Si un miembro de la familia desaparece y no se vuelve a saber nada de él durante días, semanas, meses o años, es un constante sufrimiento, si bien alentado por la esperanza.
En el país son frecuentes las denuncias de personas cuyo rastro se perdió de la noche a la mañana. Salieron de sus casas, de sus trabajos, de la escuela, del colegio, de la universidad, o de otro lugar, pero no regresaron jamás.
Algunos son hallados por la Policía. Muchos con vida. Otros, muertos. En este caso, cuando menos la familia, en medio de dolor, sepulta sus restos mortales.
En otros casos no hay rastros. Las denuncias puestas en Fiscalía pasan a la Policía. Aquí se designa un agente para las investigaciones, cuyo informe demora meses en conocerse.
Si el desaparecido pertenece a una familia con dinero o es influyente, la investigación se profundiza, se movilizan todos los mecanismos y protocolos de búsqueda.
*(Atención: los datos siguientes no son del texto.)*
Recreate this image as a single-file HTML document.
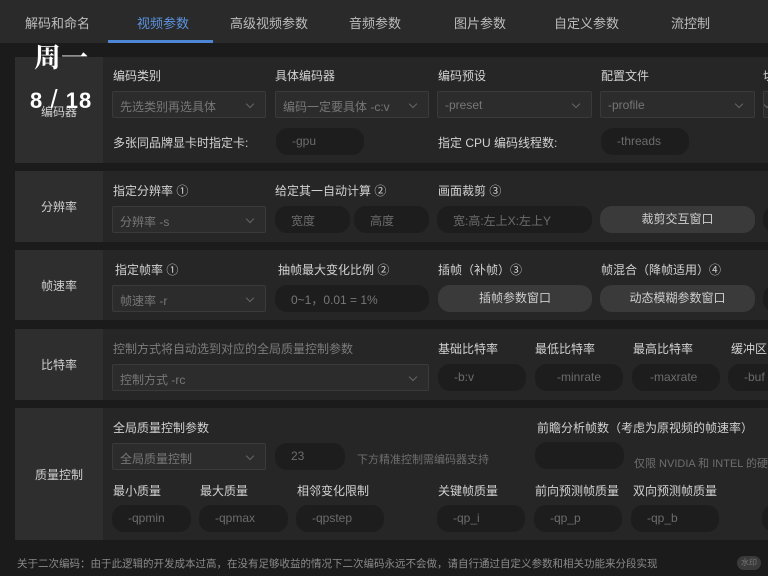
<!DOCTYPE html>
<html><head><meta charset="utf-8"><style>
*{margin:0;padding:0;box-sizing:border-box}
body{width:768px;height:576px;background:#1b1b1b;overflow:hidden;position:relative;font-family:"Liberation Sans","Noto Sans CJK SC",sans-serif;color:#cfcfcf;font-size:12px}
.a{position:absolute;white-space:nowrap}
.tabs{position:absolute;left:0;top:0;width:768px;height:43px;background:#2a2a2a}
.tab{position:absolute;top:13px;font-size:13px;color:#bdbdbd}
.sec{position:absolute;left:15px;width:753px;background:#262626}
.lab{position:absolute;left:0;top:0;bottom:0;width:88px;background:#2e2e2e;display:flex;align-items:center;justify-content:center;font-size:12px;color:#d0d0d0}
.l{position:absolute;font-size:12px;color:#d2d2d2;white-space:nowrap}
.sel{position:absolute;height:27px;background:#2c2c2c;border:1px solid #3a3a3a;border-radius:2px;color:#777;font-size:12px;padding:6px 7px;white-space:nowrap;overflow:hidden}
.sel:after{content:"";position:absolute;right:12px;top:9px;width:5px;height:5px;border-right:1px solid #666;border-bottom:1px solid #666;transform:rotate(45deg)}
.p{position:absolute;height:27px;background:#1d1d1d;border-radius:12px;color:#6c6c6c;font-size:12px;padding:6px 16px;white-space:nowrap;overflow:hidden}
.b{position:absolute;height:27px;background:#3a3a3a;border-radius:12px;color:#cfcfcf;font-size:12px;text-align:center;line-height:27px}
.c{font-size:11px}
</style></head><body>
<div class="tabs">
<div class="tab" style="left:25px">解码和命名</div>
<div class="tab" style="left:137px;color:#5c93dd">视频参数</div>
<div class="a" style="left:108px;top:40px;width:105px;height:3px;background:#4e86d6"></div>
<div class="tab" style="left:230px">高级视频参数</div>
<div class="tab" style="left:349px">音频参数</div>
<div class="tab" style="left:454px">图片参数</div>
<div class="tab" style="left:554px">自定义参数</div>
<div class="tab" style="left:671px">流控制</div>
</div>

<div class="sec" style="top:57px;height:106px"><div class="lab" style="align-items:flex-start;padding-top:46px">编码器</div></div>
<div class="l" style="left:113px;top:67px">编码类别</div>
<div class="l" style="left:275px;top:67px">具体编码器</div>
<div class="l" style="left:438px;top:67px">编码预设</div>
<div class="l" style="left:601px;top:67px">配置文件</div>
<div class="l" style="left:763px;top:67px">切</div>
<div class="sel" style="left:112px;top:91px;width:154px">先选类别再选具体</div>
<div class="sel" style="left:275px;top:91px;width:154px">编码一定要具体 -c:v</div>
<div class="sel" style="left:437px;top:91px;width:155px">-preset</div>
<div class="sel" style="left:600px;top:91px;width:155px">-profile</div>
<div class="sel" style="left:763px;top:91px;width:20px"></div>
<div class="l" style="left:113px;top:134px">多张同品牌显卡时指定卡:</div>
<div class="p" style="left:276px;top:128px;width:88px">-gpu</div>
<div class="l" style="left:438px;top:134px">指定 CPU 编码线程数:</div>
<div class="p" style="left:601px;top:128px;width:88px">-threads</div>

<div class="sec" style="top:171px;height:71px"><div class="lab">分辨率</div></div>
<div class="l" style="left:113px;top:182px">指定分辨率 ①</div>
<div class="l" style="left:275px;top:182px">给定其一自动计算 ②</div>
<div class="l" style="left:438px;top:182px">画面裁剪 ③</div>
<div class="sel" style="left:112px;top:206px;width:154px">分辨率 -s</div>
<div class="p" style="left:275px;top:206px;width:75px">宽度</div>
<div class="p" style="left:354px;top:206px;width:75px">高度</div>
<div class="p" style="left:437px;top:206px;width:155px">宽:高:左上X:左上Y</div>
<div class="b" style="left:600px;top:206px;width:155px">裁剪交互窗口</div>
<div class="p" style="left:763px;top:206px;width:20px"></div>

<div class="sec" style="top:250px;height:70px"><div class="lab">帧速率</div></div>
<div class="l" style="left:115px;top:261px">指定帧率 ①</div>
<div class="l" style="left:278px;top:261px">抽帧最大变化比例 ②</div>
<div class="l" style="left:438px;top:261px">插帧（补帧）③</div>
<div class="l" style="left:601px;top:261px">帧混合（降帧适用）④</div>
<div class="sel" style="left:112px;top:285px;width:154px">帧速率 -r</div>
<div class="p" style="left:275px;top:285px;width:154px;color:#777">0~1，0.01 = 1%</div>
<div class="b" style="left:438px;top:285px;width:154px">插帧参数窗口</div>
<div class="b" style="left:600px;top:285px;width:155px">动态模糊参数窗口</div>
<div class="p" style="left:763px;top:285px;width:20px"></div>

<div class="sec" style="top:329px;height:71px"><div class="lab">比特率</div></div>
<div class="l" style="left:113px;top:340px;color:#7c7c7c">控制方式将自动选到对应的全局质量控制参数</div>
<div class="l" style="left:438px;top:340px">基础比特率</div>
<div class="l" style="left:535px;top:340px">最低比特率</div>
<div class="l" style="left:633px;top:340px">最高比特率</div>
<div class="l" style="left:731px;top:340px">缓冲区</div>
<div class="sel" style="left:112px;top:364px;width:317px">控制方式 -rc</div>
<div class="p" style="left:438px;top:364px;width:88px">-b:v</div>
<div class="p" style="left:535px;top:364px;width:88px;padding-left:22px">-minrate</div>
<div class="p" style="left:632px;top:364px;width:88px;padding-left:18px">-maxrate</div>
<div class="p" style="left:728px;top:364px;width:60px">-buf</div>

<div class="sec" style="top:408px;height:132px"><div class="lab">质量控制</div></div>
<div class="l" style="left:113px;top:419px">全局质量控制参数</div>
<div class="l" style="left:537px;top:419px">前瞻分析帧数（考虑为原视频的帧速率）</div>
<div class="sel" style="left:112px;top:443px;width:154px">全局质量控制</div>
<div class="p" style="left:275px;top:443px;width:70px">23</div>
<div class="l c" style="left:357px;top:451px;color:#6e6e6e">下方精准控制需编码器支持</div>
<div class="p" style="left:535px;top:442px;width:89px"></div>
<div class="l c" style="left:634px;top:455px;color:#6e6e6e">仅限 NVIDIA 和 INTEL 的硬件</div>
<div class="l" style="left:113px;top:482px">最小质量</div>
<div class="l" style="left:200px;top:482px">最大质量</div>
<div class="l" style="left:297px;top:482px">相邻变化限制</div>
<div class="l" style="left:438px;top:482px">关键帧质量</div>
<div class="l" style="left:535px;top:482px">前向预测帧质量</div>
<div class="l" style="left:633px;top:482px">双向预测帧质量</div>
<div class="p" style="left:112px;top:505px;width:79px">-qpmin</div>
<div class="p" style="left:199px;top:505px;width:89px">-qpmax</div>
<div class="p" style="left:296px;top:505px;width:88px">-qpstep</div>
<div class="p" style="left:437px;top:505px;width:88px">-qp_i</div>
<div class="p" style="left:534px;top:505px;width:88px">-qp_p</div>
<div class="p" style="left:631px;top:505px;width:88px">-qp_b</div>
<div class="p" style="left:762px;top:505px;width:20px"></div>

<div class="l" style="left:17px;top:556px;color:#8a8a8a;font-size:10.5px">关于二次编码：由于此逻辑的开发成本过高，在没有足够收益的情况下二次编码永远不会做，请自行通过自定义参数和相关功能来分段实现</div>
<div class="a" style="left:737px;top:556px;width:24px;height:14px;border-radius:7px;background:#3a3a3a;font-size:8px;color:#777;text-align:center;line-height:14px">水印</div>

<div class="a" style="left:34px;top:36px;font-size:27px;font-weight:bold;color:#fff;font-family:'Noto Serif CJK SC','Noto Sans CJK SC',serif">周一</div>
<div class="a" style="left:30px;top:84px;font-size:22px;font-weight:bold;color:#fff;letter-spacing:1px">8 <span style="font-weight:normal;font-size:26px">/</span> 18</div>
</body></html>
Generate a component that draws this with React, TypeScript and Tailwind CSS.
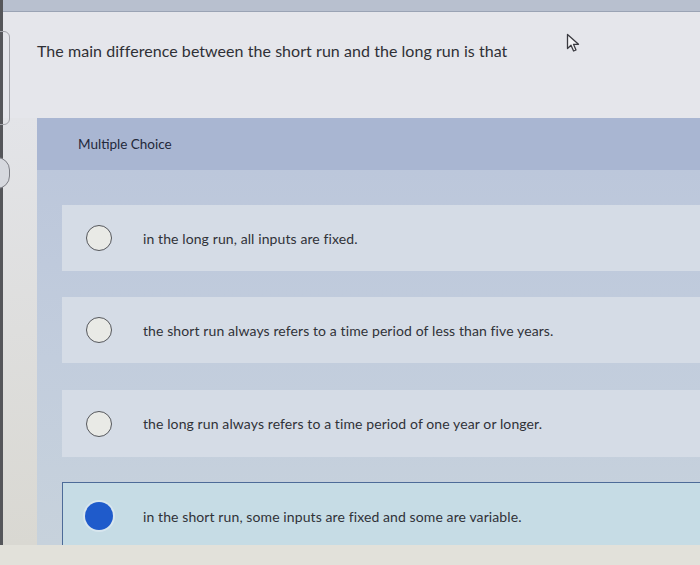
import React from 'react';

const options = [
  { id: 'a', text: 'in the long run, all inputs are fixed.', cls: 'h-[66px]' },
  { id: 'b', text: 'the short run always refers to a time period of less than five years.', cls: 'h-[66px] mt-[26px]' },
  { id: 'c', text: 'the long run always refers to a time period of one year or longer.', cls: 'h-[67px] mt-[27px]' },
  { id: 'd', text: 'in the short run, some inputs are fixed and some are variable.', cls: 'h-[68px] mt-[25px]', selected: true },
];

function Cursor() {
  return (
    <svg width="15" height="20" viewBox="0 0 15 20" className="absolute left-[566px] top-[33px]">
      <path
        d="M1.5 1.5 L1.5 15.5 L5 12.2 L7.6 18 L10 17 L7.5 11.3 L12.5 11.3 Z"
        fill="#f4f4f6"
        stroke="#3a3a40"
        strokeWidth="1.3"
        strokeLinejoin="round"
      />
    </svg>
  );
}

export default function App() {
  return (
    <div className="relative w-[700px] h-[565px] overflow-hidden bg-[#e5e6eb] font-['Lato','Liberation_Sans',sans-serif] text-[#2f3036]">
      {/* screen edges from the photo */}
      <div className="absolute left-0 top-0 w-[3px] h-[545px] bg-[#55565a]" />
      <div className="absolute left-[-12px] top-[31px] w-[22px] h-[94px] rounded-[6px] border border-[#a3a4aa]" />
      <div className="absolute left-[-16px] top-[157px] w-[26px] h-[32px] rounded-full border border-[#7c7d84] bg-[#d6d8de]" />

      <div className="flex flex-col h-full">
        <div className="h-[12px] bg-[#b8c0cf] border-b border-[#9aa3b4]" />

        <div className="pl-[37px] pt-[29px] h-[106px]">
          <p className="text-[16px] leading-[20px] tracking-[0.05px]">
            The main difference between the short run and the long run is that
          </p>
        </div>

        <div className="flex flex-1 min-h-0 bg-linear-to-b from-[#e3e4e8] to-[#d9d8d2]">
          <div className="w-[37px] shrink-0" />
          <div className="flex-1 flex flex-col min-h-0">
            <div className="h-[52px] shrink-0 bg-[#a9b6d2] flex items-center pl-[41px]">
              <span className="text-[13.5px] text-[#23283a]">Multiple Choice</span>
            </div>
            <div className="flex-1 min-h-0 overflow-hidden bg-linear-to-b from-[#bcc7db] via-[#c2cddd] to-[#c7d2dc] pt-[35px] pl-[25px] flex flex-col">
              {options.map((o) =>
                o.selected ? (
                  <div
                    key={o.id}
                    className={`${o.cls} shrink-0 bg-[#c6dce5] border border-[#4d6b98] border-r-0 flex items-center pl-[22px]`}
                  >
                    <span className="w-[28px] h-[28px] rounded-full bg-[#1f5bcb] ring-2 ring-[#d8e6ee] shrink-0" />
                    <span className="ml-[30px] text-[14px] tracking-[0.1px] text-[#303238]">{o.text}</span>
                  </div>
                ) : (
                  <div key={o.id} className={`${o.cls} shrink-0 bg-[#d5dce6] flex items-center pl-[24px]`}>
                    <span className="w-[26px] h-[26px] rounded-full border-[1.5px] border-[#55575c] bg-[#e9eae6] shrink-0" />
                    <span className="ml-[31px] text-[14px] tracking-[0.1px] text-[#303238]">{o.text}</span>
                  </div>
                )
              )}
            </div>
          </div>
        </div>

        <div className="h-[20px] shrink-0 bg-[#e2e1da]" />
      </div>

      <Cursor />
    </div>
  );
}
El caso se mediatiza, acapara la atención nacional y, por consiguiente, se genera presión social, incluso ante el Gobierno.
Pero no siempre ocurre así. Y eso marca la diferencia. Mucho más, si alrededor de quien desaparece están elementos de la Policía o Fuerzas Armadas. Estas, de paso, resultan afectadas en lo institucional.
En 2021 se registran 360 personas desaparecidas; 392 de enero a septiembre en 2022. En Fiscalía, desde algunos años atrás reposan 42.953 denuncias, 67 % de las cuales pertenecen a mujeres. No se sabe si están vivas o muertas.
Pero sus familiares no se casan de reclamar al Estado por su poca o nula acción, si bien sus esfuerzos pasan desapercibidos en los medios de comunicación, excepto para revivirlos cuando ocurre un “caso sonado”.
En Cuenca, por ejemplo, la desaparición de Ivonne Cazar, ocurrida en marzo de 1996, es un misterio, como lo es el de otros tantos hombres y mujeres. El principal sospechoso, un oficial de la Policía en esa época, sigue impune.
Los desaparecidos no pueden desaparecer de la conciencia ciudadana para exigir sean encontrados, si es posible con vida.